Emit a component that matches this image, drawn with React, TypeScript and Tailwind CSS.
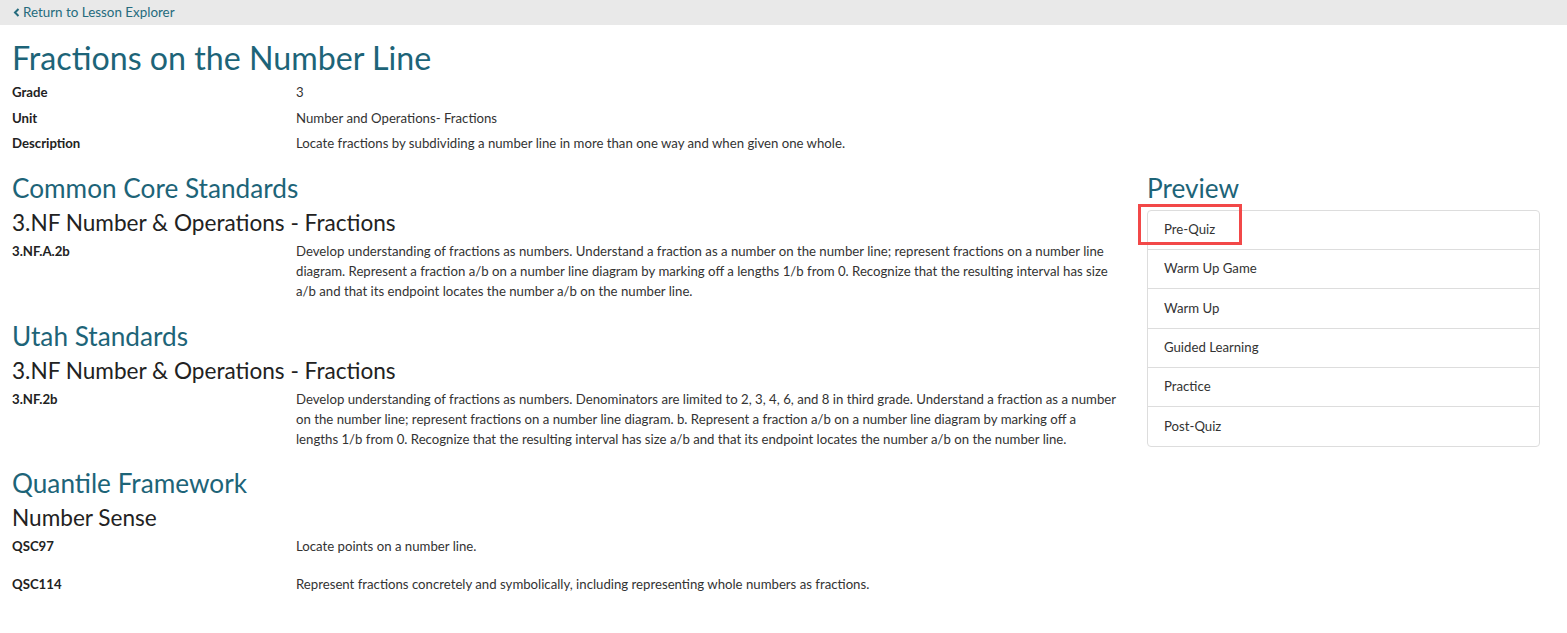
import React from "react";

const font = { fontFamily: "Lato, 'Open Sans', sans-serif" };

const meta = [
  { label: "Grade", value: "3" },
  { label: "Unit", value: "Number and Operations- Fractions" },
  { label: "Description", value: "Locate fractions by subdividing a number line in more than one way and when given one whole." },
];

const sections = [
  {
    title: "Common Core Standards",
    domain: "3.NF Number & Operations - Fractions",
    rows: [
      {
        code: "3.NF.A.2b",
        text: "Develop understanding of fractions as numbers. Understand a fraction as a number on the number line; represent fractions on a number line diagram. Represent a fraction a/b on a number line diagram by marking off a lengths 1/b from 0. Recognize that the resulting interval has size a/b and that its endpoint locates the number a/b on the number line.",
      },
    ],
  },
  {
    title: "Utah Standards",
    domain: "3.NF Number & Operations - Fractions",
    rows: [
      {
        code: "3.NF.2b",
        text: "Develop understanding of fractions as numbers. Denominators are limited to 2, 3, 4, 6, and 8 in third grade. Understand a fraction as a number on the number line; represent fractions on a number line diagram. b. Represent a fraction a/b on a number line diagram by marking off a lengths 1/b from 0. Recognize that the resulting interval has size a/b and that its endpoint locates the number a/b on the number line.",
      },
    ],
  },
  {
    title: "Quantile Framework",
    domain: "Number Sense",
    rows: [
      { code: "QSC97", text: "Locate points on a number line." },
      { code: "QSC114", text: "Represent fractions concretely and symbolically, including representing whole numbers as fractions." },
    ],
  },
];

const previews = ["Pre-Quiz", "Warm Up Game", "Warm Up", "Guided Learning", "Practice", "Post-Quiz"];

function Row({ label, value }: { label: string; value: string }) {
  return (
    <div className="flex text-[13.2px] leading-[20px]">
      <div className="w-[284px] shrink-0 font-bold text-[#222]">{label}</div>
      <div className="flex-1 text-[#333]">{value}</div>
    </div>
  );
}

export default function App() {
  return (
    <div className="min-h-[633px] bg-white" style={font}>
      <div className="h-[25px] bg-[#e9e9e9] flex items-center pl-[13px]">
        <a href="#" className="flex items-center gap-[3px] text-[13.4px] text-[#256b7d]">
          <svg width="7" height="9" viewBox="0 0 7 9">
            <path d="M5.5 1 L2 4.5 L5.5 8" fill="none" stroke="#256b7d" strokeWidth="2" />
          </svg>
          Return to Lesson Explorer
        </a>
      </div>

      <div className="pl-[12px] pr-[27px]">
        <h1 className="mt-[15px] text-[32.2px] leading-[35px] text-[#1d6478]">Fractions on the Number Line</h1>
        <div className="mt-[7px] flex flex-col gap-[5.5px]">
          {meta.map((m) => (
            <Row key={m.label} label={m.label} value={m.value} />
          ))}
        </div>

        <div className="flex mt-[21px]">
          <div className="flex-1">
            {sections.map((s, i) => (
              <div key={s.title} className={i === 0 ? "" : "mt-[20.5px]"}>
                <h2 className="text-[26.2px] leading-[29px] text-[#1d6478]">{s.title}</h2>
                <h3 className="mt-[8px] text-[22.6px] leading-[24px] text-[#222]">{s.domain}</h3>
                <div className="mt-[6px] flex flex-col gap-[18px]">
                  {s.rows.map((r) => (
                    <Row key={r.code} label={r.code} value={r.text} />
                  ))}
                </div>
              </div>
            ))}
          </div>

          <div className="w-[393px] ml-[28px] shrink-0">
            <h2 className="text-[26.2px] leading-[29px] text-[#1d6478]">Preview</h2>
            <div className="relative mt-[7px]">
              <ul className="border border-[#dddddd] rounded-[4px]">
                {previews.map((p, i) => (
                  <li
                    key={p}
                    className={`h-[39.2px] flex items-center px-[16px] text-[13.2px] text-[#333] ${
                      i < previews.length - 1 ? "border-b border-[#dddddd]" : ""
                    }`}
                  >
                    {p}
                  </li>
                ))}
              </ul>
              <div className="absolute left-[-9px] top-[-6px] w-[104px] h-[41px] border-[3px] border-[#f24848] pointer-events-none" />
            </div>
          </div>
        </div>
      </div>
    </div>
  );
}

## Exercise
Gather all lines from the listing above in which "React" occurs.

## Solved problem
Emit a component that matches this image, drawn with React, TypeScript and Tailwind CSS.
import React from "react";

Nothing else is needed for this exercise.